I have worked with two different adoption agencies and know several people who worked with other adoption agencies and it was not suggested that we talk with adoptees-- most books suggested barely scratched the surface of adoption-- similar for the websites.

Our SW, not affiliated with any adoption agency, is pretty liberal minded and ethical, IMO. An example, she quit working with adoptions of domestic newbornes because she feels there is still too much coercion taking place.

She provided us with some, but limited, info that portrayed more of the not so rosy aspects of adoption. We remain in touch and I often forward to her information and viewpoints I find that are written by adoptees and birthmoms who describe their grief. She has indicated that she is "thinking about" sharing some of this material with PAPs.

A couple of adult adoptees whom I know personally have two very different viewpoints of adoption.

Is there ever just "one" viewpoint to anything in life?

Best,

Kristen said...

I love your Blog Malinda. I love the positive and negative because it's balanced and truthful.

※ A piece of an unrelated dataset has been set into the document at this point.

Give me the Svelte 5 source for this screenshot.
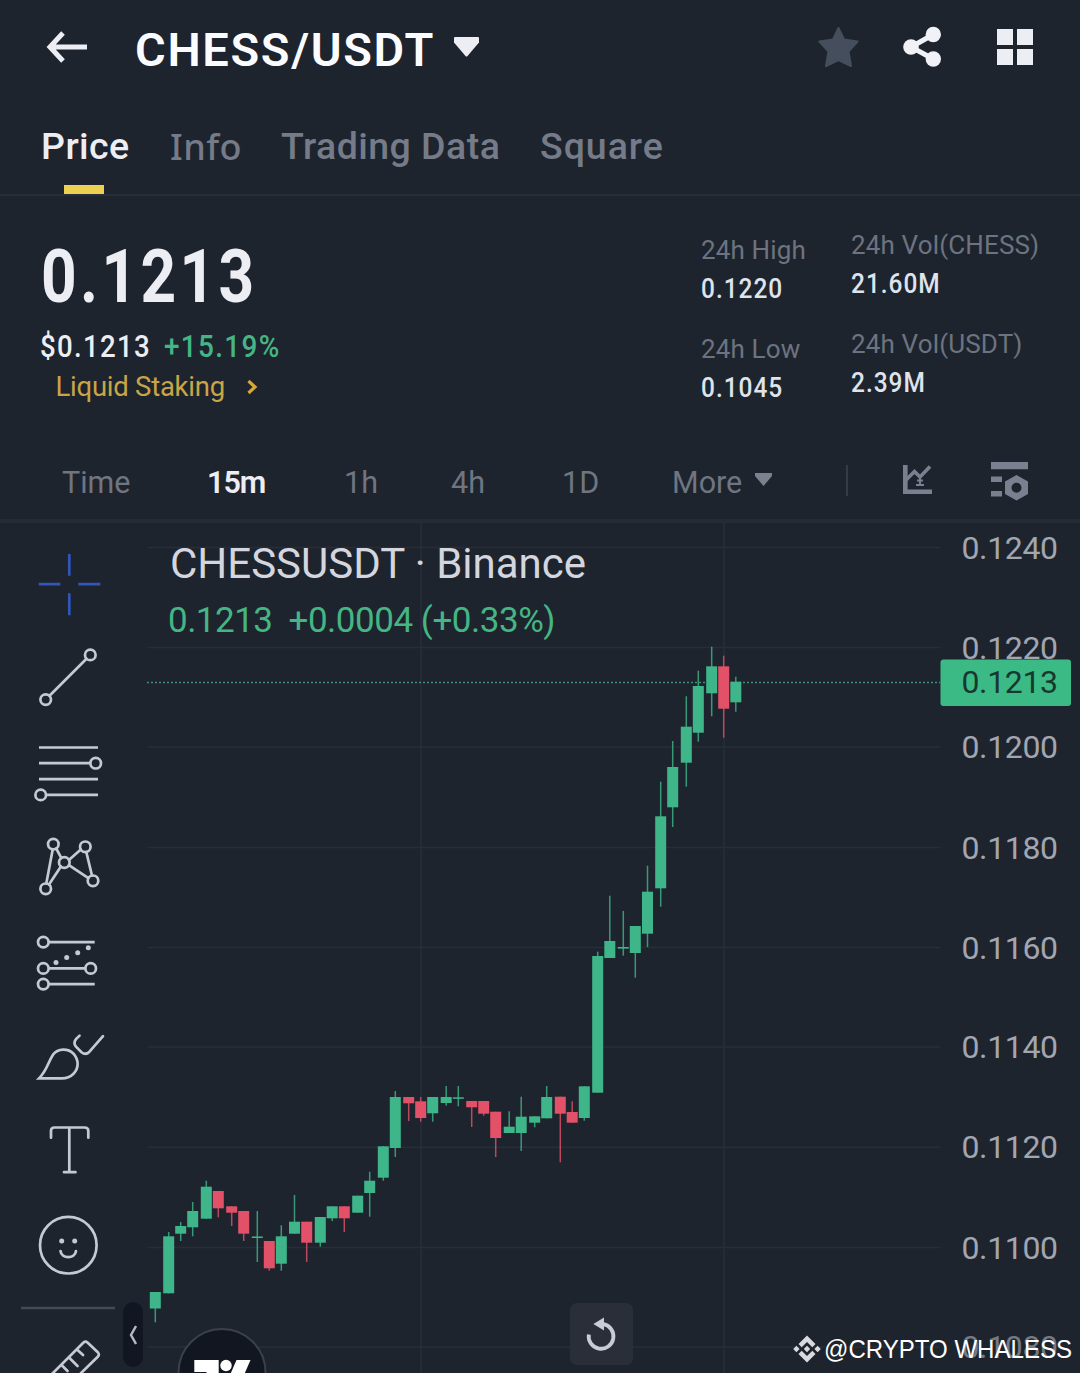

This is one of the first posts i have read anywhere online that talks about this. Thank goodness someone is brave enough to post about reality!

Thank you for reality.
WE have enough red thread fairy tales. We need the truth.

You are not anti-adoption. But there are quite a few people out there who want to stay in denial.

Thank you for your blog and keep posting.

Kristen

Cassi said...

zhou.and.mc,

I tried to respond here but I think it's better I write a blog post instead about some of the things I would like to say. I do understand though that I don't speak the truth for everyone, that is one of the reasons the title of my blog states, "My Life . . . My Experience . . . My Truth." I also know that some of the things I write isn't easy to read. Many times it's hard to write them as well.

Malinda - Thank you so much for this. I don't have the words to tell you how touched I have been these last few days with all the wonderful support and love I have received. I'm glad you stayed in the contest. I think it means much more if the blogs stay and we continue to vote instead of allowing what happened to silence anybody else or turn others away from supporting the blogs they believe in.

Karen said...

Agree or disagree with viewpoints, I think calling it censorship is a bit strong. Circle of Moms is for public viewing but they really do get to decide what kind of blog they want to promote. IMO, censorship would be if blogger.com were to dictate that she cannot blog about her own life, the way she chooses to. Censorship is not whether or not an online "magazine" chooses to give her blog attention.
Frankly, I think the circle of moms contest is a bit of a joke, anyway. It's all about how many times you can get someone to click on your blog per month. IF someone could only vote ONCE, then THAT would be a contest for the best. But the way it is now, it's more of a contest to find out how many people have the contest set to their favorites, and do their ritual clicking. I never quite understood how that makes for the best blog, or cutest child, or anything else where there are the "most clicks" by the same people daily.

Susie said...

Great post!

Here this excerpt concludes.